Logo

Smash-mouth XFL sees its ratings get smushed

Feb 26, 2001  •  Post A Comment

The steep drop-off in XFL viewing since its debut three weeks ago has put the rookie football league on the offensive to do all it can to make sure advertisers get their money’s worth.
The XFL insists the free extra runs advertisers will get starting this weekend are not what the industry calls “make-goods” because, said a spokesman, “It’s reaching out to advertisers in advance.”
“The XFL is working with our advertisers to deliver … the audience they purchased,” said Basil DeVito Jr., president of the XFL. The organization controls the XFL commercial inventory and sales but shares the ad revenue with its TV partners NBC, UPN and TNN, whose games averaged a combined 5.5 rating last weekend. That figure is down 36 percent from Week 2 and the 10-point combined rating advertisers were told they could expect when they paid $140,000 for a weekend’s worth of 30-second spots going into the season.
“We’re doing everything we can in advance,” said Mr. DeVito. “We’d like to be doing better.”
The commercial tempest swirled only a day after Jack Sander, the straight-talking head of NBC’s affiliates advisory board, said that while it was too early to jump to any fatal conclusions, “I think everyone is disappointed” in the performances on the second and third weekends of the football league co-owned by NBC and World Wrestling Federation Entertainment.
“Everybody is concerned about the fast decline in the ratings,” Mr. Sander said last week.
Mr. Sander is also the executive vice president of media operations for Belo, which has two NBC affiliates in the Pacific time zone and one in the Mountain time zone, where the question is not where the XFL ratings roller coaster will take the network and its affiliates but whether it might have a negative impact on local programming if the games run long, as happened in the first two weeks.

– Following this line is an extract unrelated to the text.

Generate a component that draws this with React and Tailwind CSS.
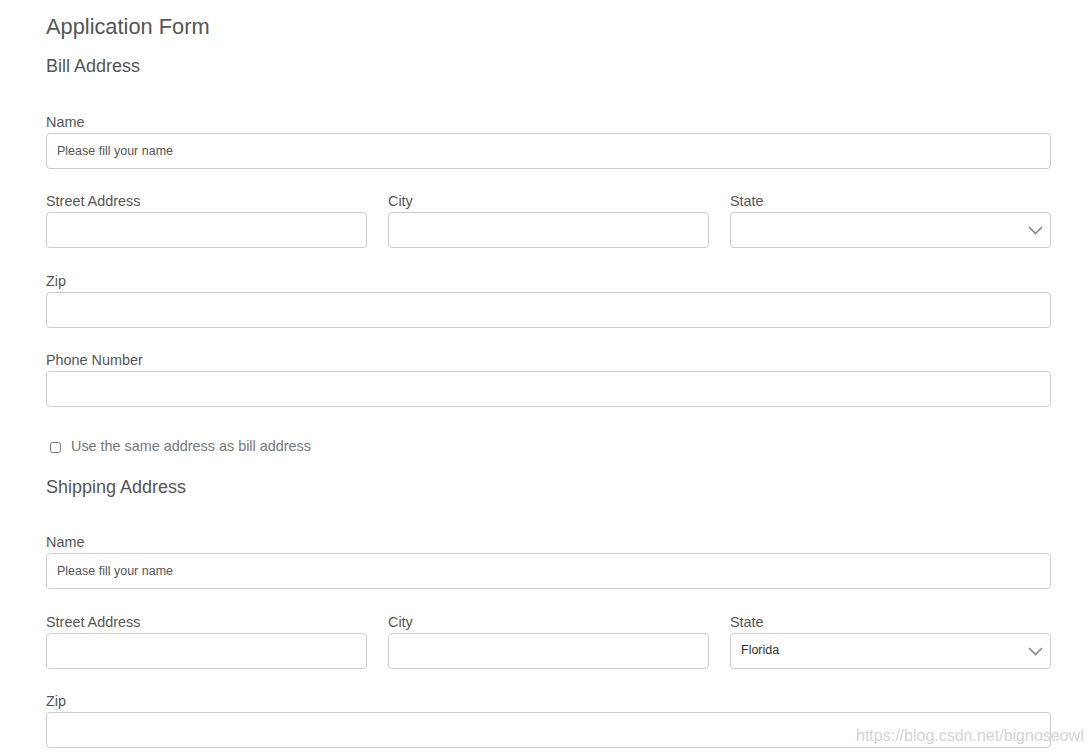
import React from 'react';

const Label = ({ children }) => (
    <label className="block h-[20px] leading-[20px] text-[14.4px] text-[#555] mt-[1px] mb-[1px]">{children}</label>
);

const TextInput = ({ placeholder }) => (
    <input
        type="text"
        placeholder={placeholder}
        className="block w-full h-[36px] px-[10px] border border-[#ccc] rounded-[4px] bg-white text-[12.5px] text-[#333] placeholder:text-[#555] outline-none"
    />
);

const SelectBox = ({ value }) => (
    <div className="relative w-full h-[36px] border border-[#ccc] rounded-[4px] bg-white flex items-center px-[10px]">
        <span className="text-[12.5px] text-[#333]">{value}</span>
        <svg className="absolute right-[7px] top-[13px]" width="15" height="9" viewBox="0 0 15 9" fill="none">
            <path d="M1 1 L7.5 7.5 L14 1" stroke="#888" strokeWidth="1.6" />
        </svg>
    </div>
);

const Field = ({ label, children }) => (
    <div>
        <Label>{label}</Label>
        {children}
    </div>
);

const AddressBlock = ({ state, phone }) => (
    <div className="flex flex-col gap-y-[21.4px]">
        <Field label="Name">
            <TextInput placeholder="Please fill your name" />
        </Field>
        <div className="grid grid-cols-3 gap-x-[21px]">
            <Field label="Street Address">
                <TextInput />
            </Field>
            <Field label="City">
                <TextInput />
            </Field>
            <Field label="State">
                <SelectBox value={state} />
            </Field>
        </div>
        <Field label="Zip">
            <TextInput />
        </Field>
        {phone && (
            <Field label="Phone Number">
                <TextInput />
            </Field>
        )}
    </div>
);

export default function App() {
    return (
        <div className="relative min-h-[755px] bg-white font-['Liberation_Sans',Arial,sans-serif]">
            <div className="ml-[46px] w-[1005px] pt-[14px]">
                <h1 className="text-[21.8px] leading-[25px] text-[#555]">Application Form</h1>
                <h2 className="mt-[16px] text-[18px] leading-[22px] text-[#555]">Bill Address</h2>

                <div className="mt-[34px]">
                    <AddressBlock state="" phone />
                </div>

                <label className="mt-[30px] flex items-center h-[20px] pl-[4px] gap-[10px] text-[14.4px] text-[#777]">
                    <input type="checkbox" className="w-[11px] h-[11px] m-0" />
                    Use the same address as bill address
                </label>

                <h2 className="mt-[19px] text-[18px] leading-[22px] text-[#555]">Shipping Address</h2>

                <div className="mt-[33px]">
                    <AddressBlock state="Florida" />
                </div>
            </div>

            <div className="absolute left-[856px] top-[726px] text-[16px] leading-[20px] text-[#d4d4d4]">
                https://blog.csdn.net/bignoseowl
            </div>
        </div>
    );
}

“The overrun issue is almost as important as everything else. … Being able to do your news is very critical, and being able to do it on time is important,” said Mr. Sander. He added that if there is not a significant improvement in Saturday night XFL ratings, Western stations may ask the network to allow them to show the games on tape delay to protect early Saturday newscasts.

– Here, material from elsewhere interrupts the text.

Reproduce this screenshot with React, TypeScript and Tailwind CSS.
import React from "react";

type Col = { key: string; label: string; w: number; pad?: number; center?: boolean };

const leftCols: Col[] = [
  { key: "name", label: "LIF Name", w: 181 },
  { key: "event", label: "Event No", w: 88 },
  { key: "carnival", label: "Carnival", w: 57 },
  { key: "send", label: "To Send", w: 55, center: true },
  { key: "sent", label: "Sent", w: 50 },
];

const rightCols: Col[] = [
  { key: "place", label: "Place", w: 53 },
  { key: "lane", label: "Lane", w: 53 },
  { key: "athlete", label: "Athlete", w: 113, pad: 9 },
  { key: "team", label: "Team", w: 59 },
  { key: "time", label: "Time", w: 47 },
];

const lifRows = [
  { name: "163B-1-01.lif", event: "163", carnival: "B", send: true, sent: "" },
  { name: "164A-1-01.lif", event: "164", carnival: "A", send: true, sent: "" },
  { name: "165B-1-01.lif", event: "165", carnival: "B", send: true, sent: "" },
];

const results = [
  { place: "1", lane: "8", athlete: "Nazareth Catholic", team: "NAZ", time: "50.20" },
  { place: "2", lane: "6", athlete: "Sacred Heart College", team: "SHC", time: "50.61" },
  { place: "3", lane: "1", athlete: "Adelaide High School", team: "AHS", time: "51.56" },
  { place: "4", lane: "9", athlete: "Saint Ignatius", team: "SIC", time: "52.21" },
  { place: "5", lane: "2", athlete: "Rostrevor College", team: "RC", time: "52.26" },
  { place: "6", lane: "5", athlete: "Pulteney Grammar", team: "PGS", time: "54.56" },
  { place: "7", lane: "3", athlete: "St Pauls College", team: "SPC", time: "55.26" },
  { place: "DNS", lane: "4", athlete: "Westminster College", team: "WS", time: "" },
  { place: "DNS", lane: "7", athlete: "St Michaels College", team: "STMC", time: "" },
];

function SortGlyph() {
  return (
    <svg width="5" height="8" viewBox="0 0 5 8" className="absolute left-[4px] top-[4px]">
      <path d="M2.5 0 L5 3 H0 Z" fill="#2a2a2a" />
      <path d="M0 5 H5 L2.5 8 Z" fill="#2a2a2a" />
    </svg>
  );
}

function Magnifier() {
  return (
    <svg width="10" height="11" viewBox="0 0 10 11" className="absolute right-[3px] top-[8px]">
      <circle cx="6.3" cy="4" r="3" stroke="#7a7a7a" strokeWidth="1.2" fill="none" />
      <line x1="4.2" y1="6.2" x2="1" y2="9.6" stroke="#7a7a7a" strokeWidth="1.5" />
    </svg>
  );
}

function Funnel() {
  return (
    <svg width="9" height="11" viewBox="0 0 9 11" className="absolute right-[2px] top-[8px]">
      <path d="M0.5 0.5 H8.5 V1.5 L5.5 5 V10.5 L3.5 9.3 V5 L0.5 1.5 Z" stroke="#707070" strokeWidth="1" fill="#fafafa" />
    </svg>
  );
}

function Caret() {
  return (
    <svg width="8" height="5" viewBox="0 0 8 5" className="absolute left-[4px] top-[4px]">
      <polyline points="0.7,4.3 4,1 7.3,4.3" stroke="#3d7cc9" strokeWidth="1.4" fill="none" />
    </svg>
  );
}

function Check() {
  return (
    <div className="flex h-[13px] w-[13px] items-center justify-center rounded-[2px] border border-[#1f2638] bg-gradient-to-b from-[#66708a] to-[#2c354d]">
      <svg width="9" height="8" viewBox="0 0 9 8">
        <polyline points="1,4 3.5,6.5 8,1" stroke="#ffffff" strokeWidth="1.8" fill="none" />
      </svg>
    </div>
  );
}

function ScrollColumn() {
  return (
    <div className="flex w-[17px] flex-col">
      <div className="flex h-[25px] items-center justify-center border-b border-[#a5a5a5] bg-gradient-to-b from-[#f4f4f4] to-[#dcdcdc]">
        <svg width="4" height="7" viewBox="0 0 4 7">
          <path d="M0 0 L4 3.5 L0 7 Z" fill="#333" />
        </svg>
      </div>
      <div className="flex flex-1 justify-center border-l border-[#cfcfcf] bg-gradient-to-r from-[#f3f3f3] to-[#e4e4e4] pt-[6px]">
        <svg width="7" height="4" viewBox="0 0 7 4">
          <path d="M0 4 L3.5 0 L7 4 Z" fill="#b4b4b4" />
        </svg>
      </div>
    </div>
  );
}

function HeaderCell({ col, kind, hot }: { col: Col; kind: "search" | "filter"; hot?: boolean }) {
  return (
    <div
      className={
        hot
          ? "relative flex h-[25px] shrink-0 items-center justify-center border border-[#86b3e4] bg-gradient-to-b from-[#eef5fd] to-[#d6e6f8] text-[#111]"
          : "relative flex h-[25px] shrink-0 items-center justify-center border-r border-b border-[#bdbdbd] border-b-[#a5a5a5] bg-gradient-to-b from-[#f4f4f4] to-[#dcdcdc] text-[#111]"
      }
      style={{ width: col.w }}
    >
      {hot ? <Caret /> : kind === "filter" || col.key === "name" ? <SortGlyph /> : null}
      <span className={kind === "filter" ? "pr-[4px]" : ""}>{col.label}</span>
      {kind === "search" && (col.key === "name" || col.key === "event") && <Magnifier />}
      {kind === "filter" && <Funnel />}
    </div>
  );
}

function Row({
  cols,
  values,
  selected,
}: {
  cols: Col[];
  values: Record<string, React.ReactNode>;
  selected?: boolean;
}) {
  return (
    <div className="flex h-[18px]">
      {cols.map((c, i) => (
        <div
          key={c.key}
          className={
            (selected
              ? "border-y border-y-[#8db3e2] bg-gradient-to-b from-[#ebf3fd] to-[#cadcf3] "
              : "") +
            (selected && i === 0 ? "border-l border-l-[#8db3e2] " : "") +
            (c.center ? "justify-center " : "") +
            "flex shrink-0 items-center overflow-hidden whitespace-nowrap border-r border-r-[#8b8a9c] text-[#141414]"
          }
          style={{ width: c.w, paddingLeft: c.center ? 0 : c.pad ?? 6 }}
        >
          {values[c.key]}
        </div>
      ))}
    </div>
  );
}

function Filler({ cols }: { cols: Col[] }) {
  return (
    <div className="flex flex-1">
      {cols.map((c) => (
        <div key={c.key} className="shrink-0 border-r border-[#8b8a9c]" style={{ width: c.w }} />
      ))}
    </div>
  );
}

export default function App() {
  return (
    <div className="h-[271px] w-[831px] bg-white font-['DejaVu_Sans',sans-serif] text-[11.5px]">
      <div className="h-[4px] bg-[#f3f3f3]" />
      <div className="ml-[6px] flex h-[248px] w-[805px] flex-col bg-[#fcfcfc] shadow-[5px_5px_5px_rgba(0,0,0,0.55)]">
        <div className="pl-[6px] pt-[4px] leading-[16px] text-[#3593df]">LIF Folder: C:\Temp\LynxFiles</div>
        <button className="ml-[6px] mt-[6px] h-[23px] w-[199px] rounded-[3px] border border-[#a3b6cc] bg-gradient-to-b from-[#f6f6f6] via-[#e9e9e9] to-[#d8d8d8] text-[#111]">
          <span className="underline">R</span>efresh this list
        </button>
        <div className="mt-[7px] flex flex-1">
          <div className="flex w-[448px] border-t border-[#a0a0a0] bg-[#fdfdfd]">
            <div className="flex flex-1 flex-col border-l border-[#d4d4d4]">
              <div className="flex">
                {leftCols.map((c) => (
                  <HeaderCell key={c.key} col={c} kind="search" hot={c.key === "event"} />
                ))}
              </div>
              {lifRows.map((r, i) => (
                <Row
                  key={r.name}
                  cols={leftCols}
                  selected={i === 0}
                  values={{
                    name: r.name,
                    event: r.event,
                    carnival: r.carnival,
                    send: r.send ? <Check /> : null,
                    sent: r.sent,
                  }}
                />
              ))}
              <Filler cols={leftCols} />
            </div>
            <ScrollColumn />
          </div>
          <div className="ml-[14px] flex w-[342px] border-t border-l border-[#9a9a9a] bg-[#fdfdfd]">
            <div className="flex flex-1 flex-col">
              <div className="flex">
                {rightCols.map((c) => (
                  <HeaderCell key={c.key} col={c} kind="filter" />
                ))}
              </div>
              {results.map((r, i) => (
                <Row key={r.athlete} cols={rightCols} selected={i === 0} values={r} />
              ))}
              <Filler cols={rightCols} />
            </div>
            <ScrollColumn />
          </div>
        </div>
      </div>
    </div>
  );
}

If a second XFL season is to be viable, Mr. Sander said, the ratings on NBC will have to bounce back to between a 3.5 and 4.5 Nielsen Media Research household rating, the latter being what the network had projected for Saturday nights. The XFL NBC broadcast opened with a 10.3/17 and by last Saturday had dropped to 3.1/6.

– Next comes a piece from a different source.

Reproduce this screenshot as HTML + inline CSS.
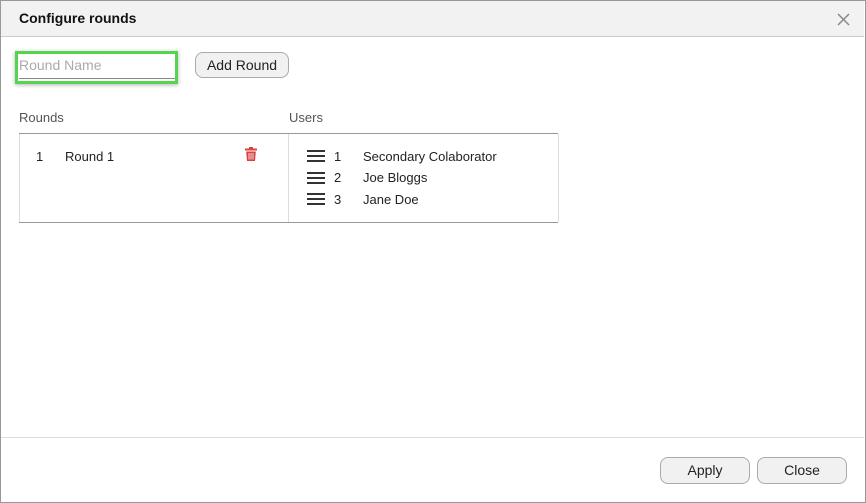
<!DOCTYPE html>
<html><head><style>
body{margin:0;width:866px;height:503px;background:#fff;font-family:"Liberation Sans",sans-serif;color:#222;position:relative;overflow:hidden}
.a{position:absolute}
.btn{position:absolute;border:1px solid #aaa;border-radius:8px;background:#f1f1f1;font-size:14px;text-align:center;box-sizing:border-box;color:#222}
.t{position:absolute;font-size:13px;color:#222}
</style></head><body>
<div class="a" style="left:0;top:0;width:864px;height:501px;border:1px solid #999"></div>
<div class="a" style="left:1px;top:1px;width:863px;height:35px;background:#f2f2f2;border-bottom:1px solid #ccc"></div>
<div class="a" style="left:19px;top:10px;font-size:14px;font-weight:bold;color:#111">Configure rounds</div>
<svg class="a" style="left:837px;top:13px" width="13" height="13"><path d="M1 1L12 12M12 1L1 12" stroke="#888" stroke-width="1.5"/></svg>
<div class="a" style="left:15px;top:51px;width:163px;height:33px;border:3px solid #55d44f;box-sizing:border-box;box-shadow:0 1px 4px rgba(0,0,0,.3)"></div>
<div class="a" style="left:19px;top:78px;width:156px;height:1px;background:#888"></div>
<div class="a" style="left:19px;top:57px;font-size:14px;color:#aaa">Round Name</div>
<div class="btn" style="left:195px;top:52px;width:94px;height:26px;line-height:24px">Add Round</div>
<div class="t" style="left:19px;top:110px;color:#555">Rounds</div>
<div class="t" style="left:289px;top:110px;color:#555">Users</div>
<div class="a" style="left:19px;top:133px;width:539px;height:88px;border-top:1px solid #999;border-bottom:1px solid #999"></div>
<div class="a" style="left:19px;top:134px;width:1px;height:88px;background:#ddd"></div>
<div class="a" style="left:288px;top:134px;width:1px;height:88px;background:#ddd"></div>
<div class="a" style="left:558px;top:134px;width:1px;height:88px;background:#ddd"></div>
<div class="t" style="left:36px;top:149px">1</div>
<div class="t" style="left:65px;top:149px">Round 1</div>
<svg class="a" style="left:245px;top:147px" width="12" height="14"><rect x="0" y="1.5" width="12" height="2" fill="#d9413f"/><rect x="4" y="0" width="4" height="2" fill="#d9413f"/><path d="M1.2 4.5H10.8L10 14H2Z" fill="#d9413f"/><path d="M4 6V12.5M6 6V12.5M8 6V12.5" stroke="#fff" stroke-width=".8"/></svg>
<svg class="a" style="left:307px;top:150px" width="18" height="12"><path d="M0 1H18M0 6H18M0 11H18" stroke="#333" stroke-width="2"/></svg>
<svg class="a" style="left:307px;top:172px" width="18" height="12"><path d="M0 1H18M0 6H18M0 11H18" stroke="#333" stroke-width="2"/></svg>
<svg class="a" style="left:307px;top:193px" width="18" height="12"><path d="M0 1H18M0 6H18M0 11H18" stroke="#333" stroke-width="2"/></svg>
<div class="t" style="left:334px;top:149px">1</div>
<div class="t" style="left:334px;top:170px">2</div>
<div class="t" style="left:334px;top:192px">3</div>
<div class="t" style="left:363px;top:149px">Secondary Colaborator</div>
<div class="t" style="left:363px;top:170px">Joe Bloggs</div>
<div class="t" style="left:363px;top:192px">Jane Doe</div>
<div class="a" style="left:1px;top:437px;width:863px;height:1px;background:#ddd"></div>
<div class="btn" style="left:660px;top:457px;width:90px;height:27px;line-height:25px">Apply</div>
<div class="btn" style="left:757px;top:457px;width:90px;height:27px;line-height:25px">Close</div>
</body></html>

“I don’t think it can work at last Saturday’s levels,” Mr. Sander said. “Nobody would say we could live with that.”
Tom DeCabia, media buyer with Schulman/Advanswers NY, said he thinks the ratings and demographics are only going to get worse for the XFL, which started its 10-week regular season the weekend after the NFL’s Super Bowl, during “kind of a dead sports period.” The league faces “much stiffer competition” with the upcoming NCAA basketball tournament and the beginning of the Major League Baseball season.
Might viewers come back for the XFL playoffs and the April 21 championship game?
Mr. DeCabia said it’s unlikely given that “the other buzz on this stuff is that it’s not even good ball. These are truly minor league players.”
An NBC Sports spokesperson said, “We’re three weeks into the season. We’ve always said it was going to be a work in progress. Nobody said it was going to be a cakewalk.